> **Dataset content**:
--- Start ---
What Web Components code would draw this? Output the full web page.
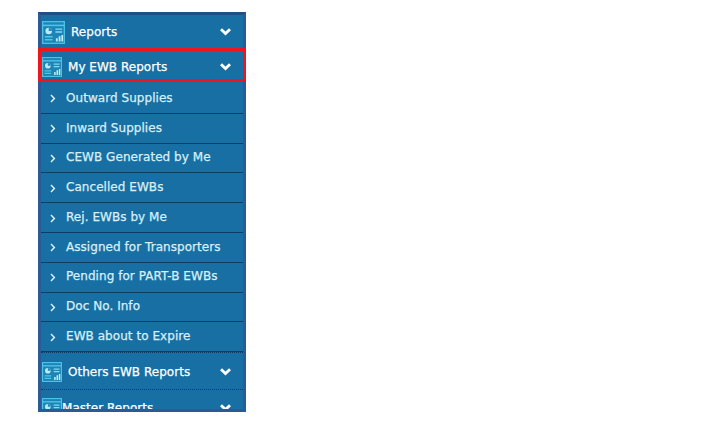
<!DOCTYPE html>
<html>
<head>
<meta charset="utf-8">
<style>
  html, body { margin: 0; background: #fff; }
  body { padding: 12px 0 0 38px; height: 410px; overflow: hidden; font-family: "DejaVu Sans", sans-serif; }
</style>
</head>
<body>
<template id="icon-def">
  <style>
    :host { display: block; flex: none; line-height: 0; }
  </style>
  <svg viewBox="0 0 24 24" width="100%" height="100%" fill="none">
    <rect x="0.7" y="0.7" width="22.6" height="22.6" fill="#1f83b4" stroke="#4cc6ea" stroke-width="1.3"/>
    <path d="M1 4.6H23" stroke="#4cc6ea" stroke-width="1.6"/>
    <circle cx="7" cy="10.5" r="3.4" fill="#b9ecf8"/>
    <path d="M7 10.5V7.1A3.4 3.4 0 0 1 10.4 10.5Z" fill="#2489b8"/>
    <path d="M14 8.5H21M14 11.5H21" stroke="#7fdcf3" stroke-width="1.5"/>
    <path d="M3 16.5H11M3 19.5H11" stroke="#4cc6ea" stroke-width="1.5"/>
    <path d="M14.5 21.5V18H16.4V21.5ZM17.4 21.5V16H19.3V21.5ZM20.2 21.5V14.5H22V21.5Z" fill="#b9ecf8"/>
  </svg>
</template>

<script>
class ReportIcon extends HTMLElement {
  constructor() {
    super();
    this.attachShadow({ mode: 'open' });
    this.shadowRoot.appendChild(document.getElementById('icon-def').content.cloneNode(true));
  }
}
customElements.define('report-icon', ReportIcon);

const menuHeadTemplate = document.createElement('template');
menuHeadTemplate.innerHTML = `
  <style>
    :host {
      display: flex;
      flex: none;
      align-items: center;
      position: relative;
      box-sizing: border-box;
      height: var(--row-h, 34px);
      padding-left: 1px;
      padding-top: var(--pad-t, 0px);
      color: #fff;
      font-size: 12px;
      letter-spacing: 0.03px;
      -webkit-text-stroke: 0.25px #fff;
    }
    :host([dotted]) {
      border-top: 1px dotted #0c3a5e;
      border-bottom: 1px dotted #0c3a5e;
    }
    :host([selected])::after {
      content: "";
      position: absolute;
      left: -3px;
      right: -3px;
      top: 0;
      bottom: 0;
      border: 3px solid #f0141e;
      pointer-events: none;
    }
    report-icon { width: var(--icon, 21px); height: var(--icon, 21px); }
    .label { margin-left: var(--gap, 6px); white-space: nowrap; flex: 1; }
    svg { margin-right: 11px; flex: none; }
  </style>
  <report-icon></report-icon>
  <span class="label"><slot></slot></span>
  <svg width="13" height="10" viewBox="0 0 13 10"><path d="M2 2.2L6.5 6.6L11 2.2" fill="none" stroke="#fff" stroke-width="2.8"/></svg>
`;

class MenuHead extends HTMLElement {
  constructor() {
    super();
    this.attachShadow({ mode: 'open' });
    this.shadowRoot.appendChild(menuHeadTemplate.content.cloneNode(true));
  }
}
customElements.define('menu-head', MenuHead);

const menuItemTemplate = document.createElement('template');
menuItemTemplate.innerHTML = `
  <style>
    :host {
      display: flex;
      flex: none;
      align-items: center;
      box-sizing: border-box;
      height: var(--row-h, 29.8px);
      padding: var(--pad-t, 0px) 0 0 9px;
      color: #d8f0f8;
      font-size: 12px;
      letter-spacing: 0.05px;
      border-bottom: 1px solid #0d3c61;
      -webkit-text-stroke: 0.25px #d8f0f8;
    }
    svg { margin-right: 10px; margin-top: 1px; flex: none; }
    span { white-space: nowrap; margin-bottom: 1.4px; }
  </style>
  <svg width="6" height="9" viewBox="0 0 6 9"><path d="M1 1L4.4 4.5L1 8" fill="none" stroke="#e4f5fa" stroke-width="1.4"/></svg>
  <span><slot></slot></span>
`;

class MenuItem extends HTMLElement {
  constructor() {
    super();
    this.attachShadow({ mode: 'open' });
    this.shadowRoot.appendChild(menuItemTemplate.content.cloneNode(true));
  }
}
customElements.define('menu-item', MenuItem);

const sideMenuTemplate = document.createElement('template');
sideMenuTemplate.innerHTML = `
  <style>
    :host {
      display: block;
      box-sizing: border-box;
      width: 208px;
      height: 400px;
      background: #176fa3;
      border: 3px solid #2b5b95;
      border-top-color: #1f4f86;
    }
    /* cut the last row at the frame, but let the red selection sit over the sides */
    .wrap {
      display: flex;
      flex-direction: column;
      height: 100%;
      clip-path: inset(-4px -4px 0 -4px);
    }
  </style>
  <div class="wrap"><slot></slot></div>
`;

class SideMenu extends HTMLElement {
  constructor() {
    super();
    this.attachShadow({ mode: 'open' });
    this.shadowRoot.appendChild(sideMenuTemplate.content.cloneNode(true));
  }
}
customElements.define('side-menu', SideMenu);
</script>

<side-menu>
  <menu-head style="--icon:23px;--row-h:33px;--pad-t:1px">Reports</menu-head>
  <menu-head selected style="--icon:20px;--pad-t:4px">My EWB Reports</menu-head>
  <menu-item style="--row-h:31.8px;--pad-t:2px">Outward Supplies</menu-item>
  <menu-item>Inward Supplies</menu-item>
  <menu-item>CEWB Generated by Me</menu-item>
  <menu-item>Cancelled EWBs</menu-item>
  <menu-item>Rej. EWBs by Me</menu-item>
  <menu-item>Assigned for Transporters</menu-item>
  <menu-item>Pending for PART-B EWBs</menu-item>
  <menu-item>Doc No. Info</menu-item>
  <menu-item>EWB about to Expire</menu-item>
  <menu-head dotted style="--icon:20px;--row-h:38px;--pad-t:2px">Others EWB Reports</menu-head>
  <menu-head style="--icon:20px;--gap:0px;--row-h:34px;--pad-t:2px">Master Reports</menu-head>
</side-menu>
</body>
</html>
--- End ---
> **What you should do**:
Repeat, exactly and in full, each line from the start of the data to the line that contains "customElements.define('report-icon', ReportIcon);". Pictures do not go in.

> **Task answer**:
What Web Components code would draw this? Output the full web page.
<!DOCTYPE html>
<html>
<head>
<meta charset="utf-8">
<style>
  html, body { margin: 0; background: #fff; }
  body { padding: 12px 0 0 38px; height: 410px; overflow: hidden; font-family: "DejaVu Sans", sans-serif; }
</style>
</head>
<body>
<template id="icon-def">
  <style>
    :host { display: block; flex: none; line-height: 0; }
  </style>
  <svg viewBox="0 0 24 24" width="100%" height="100%" fill="none">
    <rect x="0.7" y="0.7" width="22.6" height="22.6" fill="#1f83b4" stroke="#4cc6ea" stroke-width="1.3"/>
    <path d="M1 4.6H23" stroke="#4cc6ea" stroke-width="1.6"/>
    <circle cx="7" cy="10.5" r="3.4" fill="#b9ecf8"/>
    <path d="M7 10.5V7.1A3.4 3.4 0 0 1 10.4 10.5Z" fill="#2489b8"/>
    <path d="M14 8.5H21M14 11.5H21" stroke="#7fdcf3" stroke-width="1.5"/>
    <path d="M3 16.5H11M3 19.5H11" stroke="#4cc6ea" stroke-width="1.5"/>
    <path d="M14.5 21.5V18H16.4V21.5ZM17.4 21.5V16H19.3V21.5ZM20.2 21.5V14.5H22V21.5Z" fill="#b9ecf8"/>
  </svg>
</template>

<script>
class ReportIcon extends HTMLElement {
  constructor() {
    super();
    this.attachShadow({ mode: 'open' });
    this.shadowRoot.appendChild(document.getElementById('icon-def').content.cloneNode(true));
  }
}
customElements.define('report-icon', ReportIcon);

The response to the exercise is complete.